Szkolenia zdezaktualizują się w ciągu 5 lat
Szkolenia oferowane przez pracodawców przeważnie nie są związane ze ścieżką kariery jaką wytyczają sobie pracownicy. Ich zdaniem, kompetencje jakie nabywają, zdezaktualizują się w ciągu najbliższych pięciu lat.
Szkolenia oferowane przez pracodawców przeważnie nie są związane ze ścieżką kariery jaką wytyczają sobie pracownicy. Ich zdaniem, kompetencje jakie nabywają, zdezaktualizują się w ciągu najbliższych pięciu lat - opisuje "Rzeczpospolita".
Wyniki sondażu zleconego przez Kelly Services pokazały, że zdaniem prawie 2/3 ankietowanych szkolenia oferowane przez pracodawców nie odpowiadają ich potrzebom związanym z rozwojem kariery. Natomiast ośmiu na dziesięciu respondentów uważa, że w ciągu najbliższych pięciu lat ich kompetencje zdezaktualizują się - podała "Rzeczpospolita".
Inwestowanie w ludzi przewagą konkurencyjną?
- W obecnej sytuacji gospodarczej może wydawać się, że szkolenie kadr nie jest priorytetem, jednak organizacje, które przeznaczą na nie pewne środki, będą w przyszłości bardziej wydajne i mogą odnotowywać wyższe zyski - mówi dla "Rzeczpospolitej" Vital Bigler.
Ważność szkoleń zależy również od wieku respondenta. Każda grupa wiekowa ma inne podejście do istoty szkoleń.

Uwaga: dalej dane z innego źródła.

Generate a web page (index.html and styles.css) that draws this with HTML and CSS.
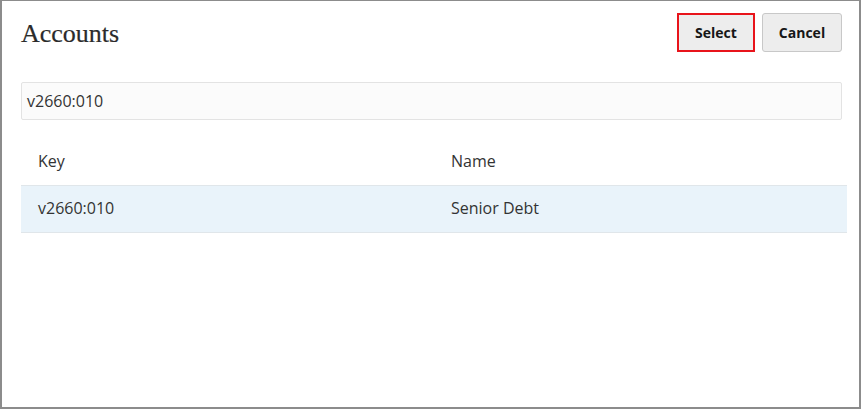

- Osoby w wieku 48-65 lat są najbardziej niezadowolone ze szkoleń. 75 proc. uważa, że szkolenia nie są adekwatne do podnoszenia ich kwalifikacji.
- Osoby w wieku 30-47 lat najbardziej doceniają i bronią wspólnej odpowiedzialności za doskonalenie kompetencji.
- Najmłodsza grupa badanych (18-19 lat) uważa, że są w stanie w ciągu 5 lat podnieść swoje kwalifikacje, by nadążyć za wszelkimi zmianami zachodzącymi na rynku pracy.
Około 68 proc. respondentów obarcza odpowiedzialnością wewnętrzne działy HR za brak wsparcia w osiąganiu indywidualnych celów zawodowych - podaje "Rzeczpospolita".
Kobiety we wszystkich grupach wiekowych, zdecydowanie bardziej martwią się faktem, iż pracodawca nie zapewni im szkoleń.
- Obecna sytuacja gospodarcza sprawiła, że ludzie stali się bardziej świadomi swoich umiejętności i potrafią ocenić, czy są one dla nich wystarczające, aby przetrwać recesję i kontynuować pracę w okresie wychodzenia gospodarki z recesji - mówi dla "Rzeczpospolitej" Vital Bigler.